Il y a d’abord la grande voie du sacré qui plonge dans les origines immémoriales du genre humain et toujours si vivante jusqu’au cœur de l’art moderne. Il suffit de rappeler ici le mot de Francis Ponge sur Braque : « Il reconstitue le chaos natif ou naîf...Le chaos, mot grec, signifiait paradoxalement, à l’origine, ouverture et abîme, c’est-à-dire libération.. Par la grâce de Braque, nous voici revenus à l’origine du regard. Au lieu de reculer dans la perspective, les choses avancent vers le regardeur. Les forces naturelles sont rendues à leur ancien mystère, avant leur décryptation ». On connaît aussi le propos de Paulhan à l’égard du cubisme : "Avec un peu de chance, nous saurions enfin grâce aux tableaux modernes ce qu’est le sacré ». Et en effet une peinture comme celle de Braque, en rendant la chose à la profondeur de son mystère et au fond dont elle surgit, rejoint la magie naturelle de l’objet sacré pour le primitif en retrouvant son opacité et son invisibilité ultime et on peut dès lors conclure avec lui : « L’art est une besogne sacrée ou il n’est rien ».. Avec cette affirmation « du fond avant qu’une subjectivité ne projette sa lumière et ne fasse surgir l’apparaître de l’être » Mikel Dufrenne soulignait alors avec force l’ancrage de la poésie dans « la plus profonde immanence en cette Nature naturante selon Schelling et invoquée sous la figure de Gaîa par Clémence Ramnoux comme « l’ombre sacrale de la Grande Oubliée » p.151). ( Les mots et les choses » p.151) .
On comprend alors sans doute que toutes ces références païennes incontestables accolées au sacré attirent méfiance et rejet pour tout un courant de pensée qui s’attachera à opposer le sacré au saint. On sait sur ce point le combat d’un Lévinas contre l’onto-esthétique hégélienne qu’il nomme « un paganisme du lieu » ne connaissant qu’un sacré anonyme , à savoir un divin avec des dieux, mais en réalité sans Dieu, le seul vrai Dieu, véritablement Saint, étant le Dieu de l’Alliance, « Dieu d’Abraham, d’Isaac et de Jacob ». Et le saint en l’homme, insiste-t-il, ce n’est pas une immanence aux choses et aux êtres, mais l’invitation présente à une exigence transcendante.

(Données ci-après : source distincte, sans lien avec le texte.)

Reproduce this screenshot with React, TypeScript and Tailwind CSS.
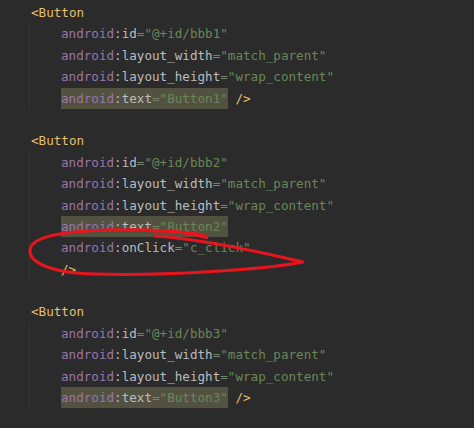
import React from "react";

type Attr = { name: string; value?: string; mark?: boolean; close?: "inline" | "next" };

const mono = { fontFamily: '"DejaVu Sans Mono", "Liberation Mono", monospace' };

function AttrLine({ a }: { a: Attr }) {
    const body = (
        <>
            <span className="text-[#9876aa]">android</span>
            <span className="text-[#b9bcc0]">:{a.name}</span>
            <span className="text-[#76866c]">=</span>
            <span className="text-[#6a8759]">"{a.value}"</span>
        </>
    );
    return (
        <div className="h-[21.4px] leading-[21.4px] whitespace-pre">
            {a.mark ? <span className="inline-block bg-[#535240] h-[21.4px]">{body}</span> : body}
            {a.close === "inline" && <span className="text-[#e8bf6a]"> /&gt;</span>}
        </div>
    );
}

function Block({ id, n, onClick }: { id: string; n: number; onClick?: boolean }) {
    return (
        <div>
            <div className="h-[21.4px] leading-[21.4px] pl-[31px] text-[#e8bf6a]">&lt;Button</div>
            <div className="ml-[29px] border-l border-[#363636] pl-[31px]">
                <AttrLine a={{ name: "id", value: "@+id/" + id }} />
                <AttrLine a={{ name: "layout_width", value: "match_parent" }} />
                <AttrLine a={{ name: "layout_height", value: "wrap_content" }} />
                <AttrLine a={{ name: "text", value: "Button" + n, mark: true, close: onClick ? undefined : "inline" }} />
                {onClick && <AttrLine a={{ name: "onClick", value: "c_click" }} />}
                {onClick && <div className="h-[21.4px] leading-[21.4px] text-[#e8bf6a]">/&gt;</div>}
            </div>
        </div>
    );
}

export default function App() {
    return (
        <div className="relative w-[474px] h-[428px] bg-[#2b2b2b] overflow-hidden text-[12.6px] pt-[2px]" style={mono}>
            <Block id="bbb1" n={1} />
            <div className="h-[21.4px]"></div>
            <Block id="bbb2" n={2} onClick />
            <div className="h-[21.4px]"></div>
            <Block id="bbb3" n={3} />

            {/* hand drawn red ring */}
            <svg className="absolute left-0 top-0 pointer-events-none" width="474" height="428">
                <path
                    d="M155 236 C 190 238, 235 246, 303 262 C 262 270, 160 276, 95 274 C 52 273, 29 263, 30 250 C 31 238, 58 231, 110 230 C 150 229, 180 231, 205 235"
                    fill="none"
                    stroke="#e8141e"
                    strokeWidth="3"
                    strokeLinecap="round"
                    strokeLinejoin="round"
                />
                <path d="M150 231 C 170 231, 190 233, 207 238" fill="none" stroke="#e8141e" strokeWidth="2.4" strokeLinecap="round" />
            </svg>
        </div>
    );
}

D’où l’appel répété du judaïsme à une désacralisation et à un désensorcellement du religieux.
Tout en comprenant dans sa profondeur l’exigence de pureté religieuse authentique dont témoigne avec force la seconde attitude, on peut néanmoins d’abord redouter - vieux débat éternellement renaissant ! - l’iconoclasme et surtout penser que dans une perspective chrétienne d’incarnation, on ne saurait refouler la perspective du sacré. Position sans doute plus tendance catholique que protestante ? Question en tout cas qu’on ne saurait éluder, non pas seulement d’un point de vue purement esthétique mais d’un point de vue profondément existentiel comme on peut le vérifier dans les derniers dialogues entre Heidegger et Paul Célan au sommet de la pensée et de la poésie du XXème siècle. Je me bornerai alors à quelques remarques..

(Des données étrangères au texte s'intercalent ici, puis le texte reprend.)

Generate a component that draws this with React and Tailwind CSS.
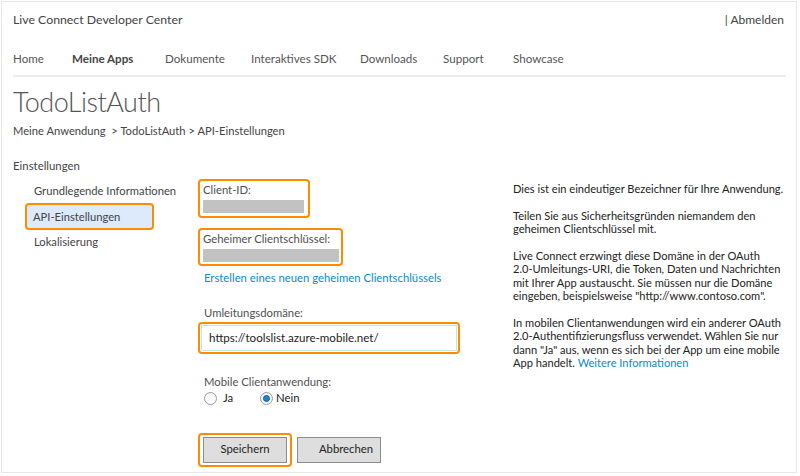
import React from "react";

const font = { fontFamily: 'Lato, "Open Sans", sans-serif' };

function Radio({ checked }) {
  return (
    <span className="relative inline-flex h-[13px] w-[13px] items-center justify-center rounded-full border border-[#9a9a9a] bg-gradient-to-b from-[#f4f4f4] to-white">
      {checked && <span className="h-[7px] w-[7px] rounded-full bg-[#1a86d0] border border-[#0f5f9e]" />}
    </span>
  );
}

export default function App() {
  return (
    <div className="h-[476px] w-[800px] overflow-hidden bg-white text-[#505050]" style={font}>
      <div className="ml-px mt-px h-[472px] w-[796px] border border-[#e8e8e8] pl-[11px]">
        {/* header */}
        <div className="flex h-[36px] items-center justify-between pr-[12px] text-[#444]">
          <span className="text-[12.3px]">Live Connect Developer Center</span>
          <span className="text-[12px]">| Abmelden</span>
        </div>
        {/* nav */}
        <div className="mr-[10px] flex h-[39px] items-center border-b-2 border-[#ececec] pt-[4px] text-[11.6px] text-[#555]">
          <span className="w-[59px]">Home</span>
          <span className="w-[93px] font-bold text-[#444]">Meine Apps</span>
          <span className="w-[86px]">Dokumente</span>
          <span className="w-[109px]">Interaktives SDK</span>
          <span className="w-[83px]">Downloads</span>
          <span className="w-[70px]">Support</span>
          <span>Showcase</span>
        </div>
        {/* title */}
        <div className="mt-[9px] h-[32px] text-[27px] font-light leading-[32px] tracking-[-0.5px] text-[#555]">TodoListAuth</div>
        <div className="mt-[5px] text-[11.2px] leading-[16px] text-[#444]">
          Meine Anwendung&nbsp;&nbsp;&gt; TodoListAuth &gt; API-Einstellungen
        </div>
        <div className="mt-[19px] text-[11.4px] leading-[16px] text-[#444]">Einstellungen</div>

        <div className="mt-[5px] flex">
          {/* left nav */}
          <div className="w-[185px] pt-[3px] text-[11.2px] text-[#444]">
            <div className="pl-[21px] leading-[17px]">Grundlegende Informationen</div>
            <div className="ml-[12px] mt-[4px] w-[129px] rounded-[4px] border-[2.5px] border-[#ff8c00] bg-[#ddeafc] py-[3px] pl-[6px] leading-[17px]">
              API-Einstellungen
            </div>
            <div className="mt-[3px] pl-[21px] leading-[17px]">Lokalisierung</div>
          </div>

          {/* form */}
          <div className="w-[315px] text-[11.3px]">
            <div className="w-[112px] rounded-[4px] border-[2.5px] border-[#ff8c00] px-[3px] pb-[3px] pt-[1px]">
              <div className="leading-[16px]">Client-ID:</div>
              <div className="mt-[2px] h-[13px] w-[101px] bg-[#c2c2c2]" />
            </div>
            <div className="mt-[10px] w-[145px] rounded-[4px] border-[2.5px] border-[#ff8c00] px-[3px] pb-[2px] pt-[1px]">
              <div className="whitespace-nowrap leading-[16px]">Geheimer Clientschlüssel:</div>
              <div className="mt-[2px] h-[13px] w-[136px] bg-[#c2c2c2]" />
            </div>
            <div className="mt-[4px] pl-[6px] leading-[16px] text-[#0a8bd0]">Erstellen eines neuen geheimen Clientschlüssels</div>

            <div className="mt-[19px] pl-[6px] leading-[16px]">Umleitungsdomäne:</div>
            <div className="mt-[1px] w-[262px] rounded-[4px] border-[2.5px] border-[#ff8c00] p-px">
              <div className="flex h-[26px] items-center border border-[#bfe9ec] pl-[7px] text-[11.6px] text-[#222]">
                https://toolslist.azure-mobile.net/
              </div>
            </div>

            <div className="mt-[20px] pl-[6px] leading-[16px]">Mobile Clientanwendung:</div>
            <div className="mt-0 flex items-center pl-[6px] text-[#222]">
              <Radio />
              <span className="ml-[6px] w-[37px]">Ja</span>
              <Radio checked />
              <span className="ml-[3px]">Nein</span>
            </div>

            <div className="mt-[26px] flex items-center">
              <div className="rounded-[4px] border-[2.5px] border-[#ff8c00] px-[3px] py-[2px]">
                <div className="flex h-[26px] w-[84px] items-center justify-center border border-[#8c8c8c] bg-[#dedede] text-[#222]">
                  Speichern
                </div>
              </div>
              <div className="ml-[5px] flex h-[26px] w-[84px] items-center justify-center border border-[#8c8c8c] bg-[#dedede] pl-[14px] text-[#222]">
                Abbrechen
              </div>
            </div>
          </div>

          {/* help text */}
          <div className="w-[282px] whitespace-nowrap pt-[3px] text-[11.1px] leading-[13.4px] text-[#222]">
            <p>Dies ist ein eindeutiger Bezeichner für Ihre Anwendung.</p>
            <p className="mt-[13.4px]">
              Teilen Sie aus Sicherheitsgründen niemandem den
              <br />
              geheimen Clientschlüssel mit.
            </p>
            <p className="mt-[13.4px]">
              Live Connect erzwingt diese Domäne in der OAuth
              <br />
              2.0-Umleitungs-URI, die Token, Daten und Nachrichten
              <br />
              mit Ihrer App austauscht. Sie müssen nur die Domäne
              <br />
              eingeben, beispielsweise "http://www.contoso.com".
            </p>
            <p className="mt-[13.4px]">
              In mobilen Clientanwendungen wird ein anderer OAuth
              <br />
              2.0-Authentifizierungsfluss verwendet. Wählen Sie nur
              <br />
              dann "Ja" aus, wenn es sich bei der App um eine mobile
              <br />
              App handelt. <span className="text-[#0a8bd0]">Weitere Informationen</span>
            </p>
          </div>
        </div>
      </div>
    </div>
  );
}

Premièrement des quelques réflexions précédentes autour de la « vérité picturale » selon Cézanne comme de « l’essence de la poésie » selon Heidegger, il me semble que ressort confirmation ferme du lien consubstantiel entre l’ordre esthétique et le sacré. L’art ne se réduit pas à une projection imageante créatrice d’irréel, mais par le travail spécifique d’un matériau toujours arraché au fond de la nature s’opère un accouplement entre ce que nous nommerons faute de mieux sens et raison, sensible et intelligible et qui est surgissement de sens . Telle test la vérité de l’art, notamment celle qu’a poursuivie et conquise Cézanne dans la peinture. Cete référence au fond, à sa montée illuminante dans et par le matériau, est l’essence même de la manifestation esthétique et c’est pourquoi il n’y a d’existence esthétique vraie qu’incarnée.. Dès lors la quête poétique, par opposition au souci d’objectivation, n’est-ce pas retrouver et reconstituer le sens du sacré qui nous permet, pour parler comme Hölderlin cité par Heidegger d’ « habiter poétiquement le monde » ou comme Gelsomina dans l’admirable Strada (Fellini) de s’émerveiller de la splendeur de la vérité dans le moindre brin d’herbe ?

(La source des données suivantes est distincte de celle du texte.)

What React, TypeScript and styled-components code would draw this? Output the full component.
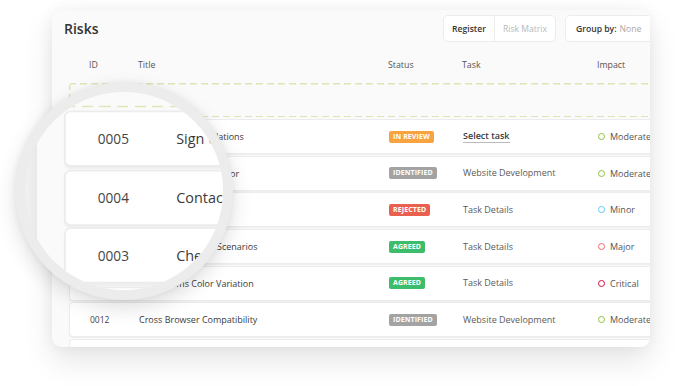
import React from "react";
import styled, { createGlobalStyle } from "styled-components";

const GlobalStyle = createGlobalStyle`
  html, body {
    margin: 0;
    padding: 0;
    background: #ffffff;
  }
  body {
    font-family: "Open Sans", "Noto Sans", sans-serif;
    color: #3a3a3a;
    -webkit-font-smoothing: antialiased;
  }
`;

type Status = "IN REVIEW" | "IDENTIFIED" | "REJECTED" | "AGREED";
type Impact = "Moderate" | "Minor" | "Major" | "Critical";

interface Risk {
  id: string;
  title: string;
  status: Status;
  task: string;
  impact: Impact;
  pick?: boolean;
}

const risks: Risk[] = [
  { id: "0005", title: "Sign Up Form Validations", status: "IN REVIEW", task: "Select task", impact: "Moderate", pick: true },
  { id: "0004", title: "Contact Page Text Color", status: "IDENTIFIED", task: "Website Development", impact: "Moderate" },
  { id: "0003", title: "Checkout Process", status: "REJECTED", task: "Task Details", impact: "Minor" },
  { id: "0002", title: "Payment Gateway Scenarios", status: "AGREED", task: "Task Details", impact: "Major" },
  { id: "0013", title: "Menu Items Color Variation", status: "AGREED", task: "Task Details", impact: "Critical" },
  { id: "0012", title: "Cross Browser Compatibility", status: "IDENTIFIED", task: "Website Development", impact: "Moderate" },
  { id: "0011", title: "Mobile Menu Layout", status: "AGREED", task: "Task Details", impact: "Minor" },
];

const statusColor: Record<Status, string> = {
  "IN REVIEW": "#f7a440",
  IDENTIFIED: "#a3a3a3",
  REJECTED: "#e9614e",
  AGREED: "#3dbd6b",
};

const impactColor: Record<Impact, string> = {
  Moderate: "#8cc43c",
  Minor: "#62c9f2",
  Major: "#f26a6a",
  Critical: "#d20f3c",
};

const Stage = styled.div`
  position: relative;
  width: 677px;
  height: 386px;
  padding: 10px 0 0 52px;
  box-sizing: border-box;
  overflow: hidden;
`;

const Card = styled.div`
  width: 598px;
  height: 337px;
  box-sizing: border-box;
  padding: 5px 0 0 17px;
  background: #fafafa;
  border-radius: 9px;
  box-shadow: 0 14px 30px rgba(0, 0, 0, 0.1), 0 0 14px rgba(0, 0, 0, 0.05);
  overflow: hidden;
`;

const Header = styled.div<{ $hidden?: boolean }>`
  display: flex;
  align-items: center;
  margin-left: -5px;
  margin-right: -10px;
  visibility: ${(p) => (p.$hidden ? "hidden" : "visible")};
`;

const Title = styled.h1`
  margin: 0;
  font-size: 14px;
  font-weight: 600;
  color: #333;
  line-height: 27px;
`;

const Toolbar = styled.div`
  margin-left: auto;
  display: flex;
  gap: 9px;
`;

const Segmented = styled.div`
  display: flex;
  height: 27px;
  background: #fff;
  border: 1px solid #ececec;
  border-radius: 5px;
  box-sizing: border-box;
`;

const Segment = styled.button<{ $active?: boolean }>`
  border: none;
  background: transparent;
  padding: 0 8px;
  font-family: inherit;
  font-size: 8.6px;
  font-weight: ${(p) => (p.$active ? 600 : 500)};
  color: ${(p) => (p.$active ? "#333" : "#b8b8b8")};
  & + & {
    border-left: 1px solid #ececec;
  }
`;

const GroupBy = styled.div`
  display: flex;
  align-items: center;
  height: 27px;
  width: 95px;
  box-sizing: border-box;
  padding-left: 10px;
  background: #fff;
  border: 1px solid #ececec;
  border-radius: 5px;
  font-size: 8.6px;
  font-weight: 600;
  color: #333;
  white-space: nowrap;
  span {
    font-weight: 500;
    color: #a8a8a8;
    margin-left: 3px;
  }
`;

const Columns = styled.div`
  display: grid;
  grid-template-columns: 49px 250px 74px 135px 1fr;
  align-items: center;
  padding-left: 20px;
  width: 600px;
  box-sizing: border-box;
`;

const ColumnHeader = styled(Columns)<{ $hidden?: boolean }>`
  height: 30px;
  margin-top: 8px;
  font-size: 8.8px;
  font-weight: 500;
  color: #555;
  visibility: ${(p) => (p.$hidden ? "hidden" : "visible")};
`;

const DropZone = styled.div`
  margin-top: 3px;
  width: 600px;
  height: 34px;
  border-radius: 4px;
  background-image:
    repeating-linear-gradient(to right, #d9e7b4 0 7px, transparent 7px 11px),
    repeating-linear-gradient(to right, #d9e7b4 0 7px, transparent 7px 11px),
    repeating-linear-gradient(to bottom, #d9e7b4 0 7px, transparent 7px 11px);
  background-size: 100% 1.5px, 100% 1.5px, 1.5px 100%;
  background-position: left top, left bottom, left top;
  background-repeat: no-repeat;
`;

const List = styled.div`
  margin-top: 2px;
  display: flex;
  flex-direction: column;
  gap: 1.7px;
`;

const Row = styled(Columns)`
  height: 35px;
  background: #fff;
  border: 1px solid #ececec;
  border-radius: 4px;
  box-shadow: 0 1px 1px rgba(0, 0, 0, 0.05);
  font-size: 9px;
  color: #3a3a3a;
`;

const IdCell = styled.div`
  font-size: 8.5px;
  font-weight: 500;
  color: #444;
`;

const TitleCell = styled.div`
  font-weight: 500;
  white-space: nowrap;
`;

const Badge = styled.span<{ $color: string }>`
  justify-self: start;
  display: inline-block;
  height: 12px;
  line-height: 12px;
  padding: 0 4px;
  border-radius: 2px;
  background: ${(p) => p.$color};
  color: #fff;
  font-size: 7px;
  font-weight: 700;
  letter-spacing: 0.1px;
`;

const TaskCell = styled.div<{ $pick?: boolean }>`
  justify-self: start;
  color: ${(p) => (p.$pick ? "#3a3a3a" : "#5a5a5a")};
  font-weight: ${(p) => (p.$pick ? 600 : 400)};
  border-bottom: ${(p) => (p.$pick ? "1px solid #bbb" : "none")};
  line-height: 12px;
  white-space: nowrap;
`;

const ImpactCell = styled.div`
  display: flex;
  align-items: center;
  gap: 5px;
  color: #555;
  white-space: nowrap;
`;

const Dot = styled.span<{ $color: string }>`
  width: 7px;
  height: 7px;
  box-sizing: border-box;
  border-radius: 50%;
  border: 1.6px solid ${(p) => p.$color};
`;

const Magnifier = styled.div`
  position: absolute;
  left: 15px;
  top: 82px;
  width: 218px;
  height: 218px;
  box-sizing: border-box;
  border: 10px solid #ececec;
  border-radius: 50%;
  overflow: hidden;
  background: #fafafa;
  box-shadow: 0 8px 20px rgba(0, 0, 0, 0.13), 0 0 6px rgba(0, 0, 0, 0.05);
`;

const Lens = styled.div`
  position: absolute;
  left: 27px;
  top: -82px;
  transform: scale(1.6);
  transform-origin: 25px 123px;
  pointer-events: none;
`;

function Board({ lens }: { lens?: boolean }) {
  const rows = lens ? risks.slice(0, 4) : risks;
  return (
    <Card>
      <Header $hidden={lens}>
        <Title>Risks</Title>
        <Toolbar>
          <Segmented>
            <Segment $active>Register</Segment>
            <Segment>Risk Matrix</Segment>
          </Segmented>
          <GroupBy>
            Group by:<span>None</span>
          </GroupBy>
        </Toolbar>
      </Header>
      <ColumnHeader $hidden={lens}>
        <div>ID</div>
        <div>Title</div>
        <div>Status</div>
        <div>Task</div>
        <div>Impact</div>
      </ColumnHeader>
      <DropZone />
      <List>
        {rows.map((r) => (
          <Row key={r.id}>
            <IdCell>{r.id}</IdCell>
            <TitleCell>{r.title}</TitleCell>
            <Badge $color={statusColor[r.status]}>{r.status}</Badge>
            <TaskCell $pick={r.pick}>{r.task}</TaskCell>
            <ImpactCell>
              <Dot $color={impactColor[r.impact]} />
              {r.impact}
            </ImpactCell>
          </Row>
        ))}
      </List>
    </Card>
  );
}

export default function App() {
  return (
    <>
      <GlobalStyle />
      <Stage>
        <Board />
        <Magnifier aria-hidden>
          <Lens>
            <Board lens />
          </Lens>
        </Magnifier>
      </Stage>
    </>
  );
}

Maintenant - et c’est ma seconde remarque sur laquelle je concluerai -, une fois cette autonomie du plan esthétique pleinement reconnue dans sa dimension sacrée, je reprendrai une remarque de Derrida qui me paraît décisive et correspondre au fond de la pensée de Heidegger : « cet espace, déclare-t-il, est en deçà de la foi et de l’athéisme », c’est-à-dire que sur la basse fondamentale du sacré ( et absolument indispensable pour tout projet artistique) peuvent s’édifier des mondes esthétiques aux significations les plus diverses , voire opposées, et notamment dans un univers qui a rapport intime à la sainteté.